Satu-satunya olah raga adalah kalau jalan dari rumah ke hall (lapangan) bulutangkis
miliknya juga. Hall nya ada 4 buah. Ia berkeringat kalau menyapu hall yang dilakukannya
tidak sampai 1 jam. Setelah sapu, dia duduk di kursi malas sambil nonton TV
siaran dari Taiwan. Ia tinggal berdua sehingga tidak masak. Saat makan, ia pergi
berdua istri untuk membeli makanan enak-enak. Akhirnya ia terkena diabetes.
Kalau kena diabetes, keluar keringat sebesar biji jagung dan rasanya seperti
mau pingsan. Penderita diabet serba salah.

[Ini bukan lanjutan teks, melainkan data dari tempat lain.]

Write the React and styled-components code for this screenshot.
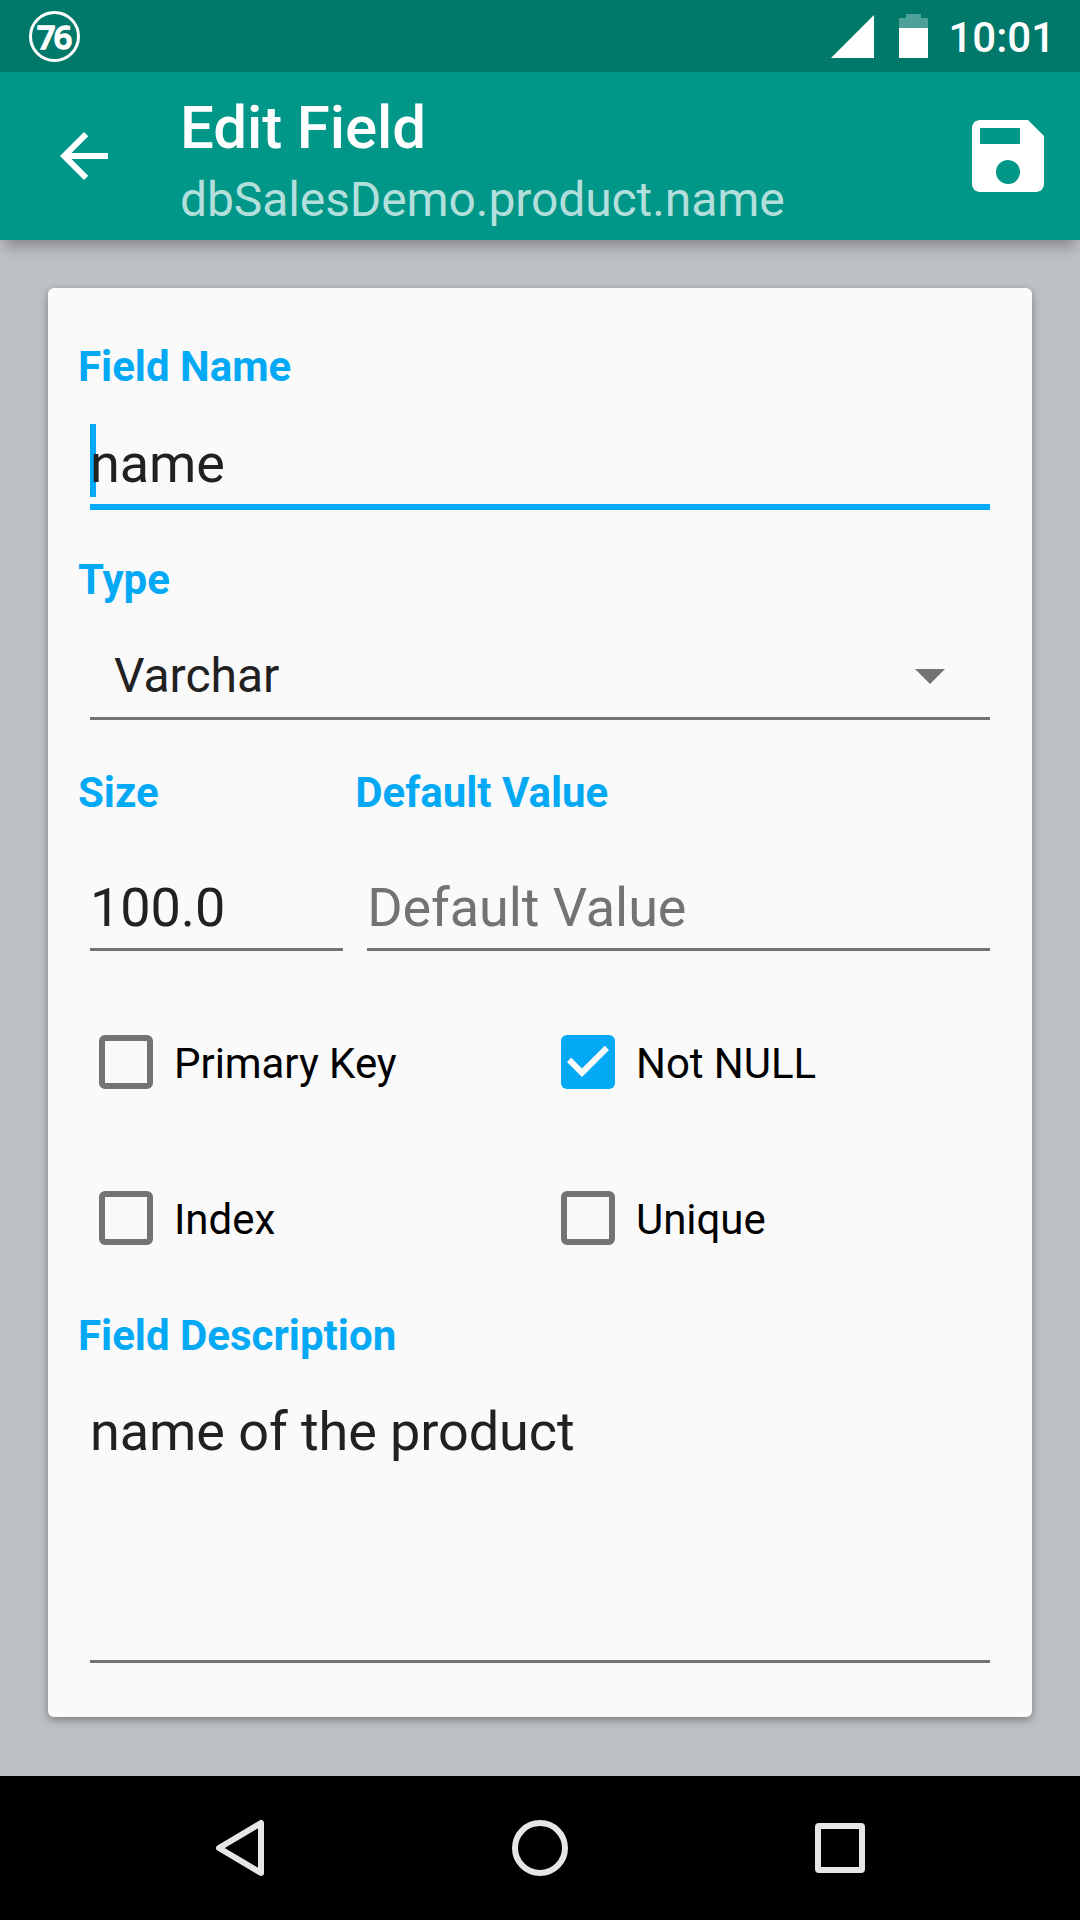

Makan dan tidak makan salah. Umurnya
baru 60an (tidak sampai 63). Saya bertanya ke adik ipar saya yang usianya 35
tahun. Ia seorang manajer, tidak punya istri atau pacar dan orangnya tampan. Selain
badannya bagus, ia punya rumah dua dan mobil. Karena tidak punya istri dan
anak, kerjanya fitness setiap hari. Dadanya dan tangannya besar. Saya bertanya,
“Ti, di tempat fitnes- mu ada yang seumuran papa kita?” Dia menjawab,”Ada yang berumur
70 an dan masih menjadi private traniner
(PT).” Saya jadi kagum dan ingin memastikan. Ipar saya menjawab,”Benar umur
segitu masih menjadi seorang PT. Badannya lebih ‘kering’ dari saya. Lemaknya
sudah tidak ada. Perutnya six pack.” Saya berkata,”Ti, kamu ingat papamu? Tetapkan
dalam hati, saat kita seumurannya jangan seperti itu.” Kita harus menjadi orang
tua yang sehat.” Saya mau jadi sehat dan menikmati jalan-jalan dengan cucu.
Untuk mencapai tujuan itu, saya harus berolah raga setiap harinya. Saya tidak
bangga dengan badan saya. Tetapi saya bangga punya otot yang bagus dibanding
anak umur 18 tahun, itu karena melatih diri berlatih keras. Kalau tidak
menetapkan tujuan tinggi, maka kita akan kehilangan arah, mengalami kepicikan
rohani. Kita harus punya tujuan mengikut Yesus, mengikuci caranya dan bayar
harga. Itulah pertumbuhan rohani dengan disiplin rohani.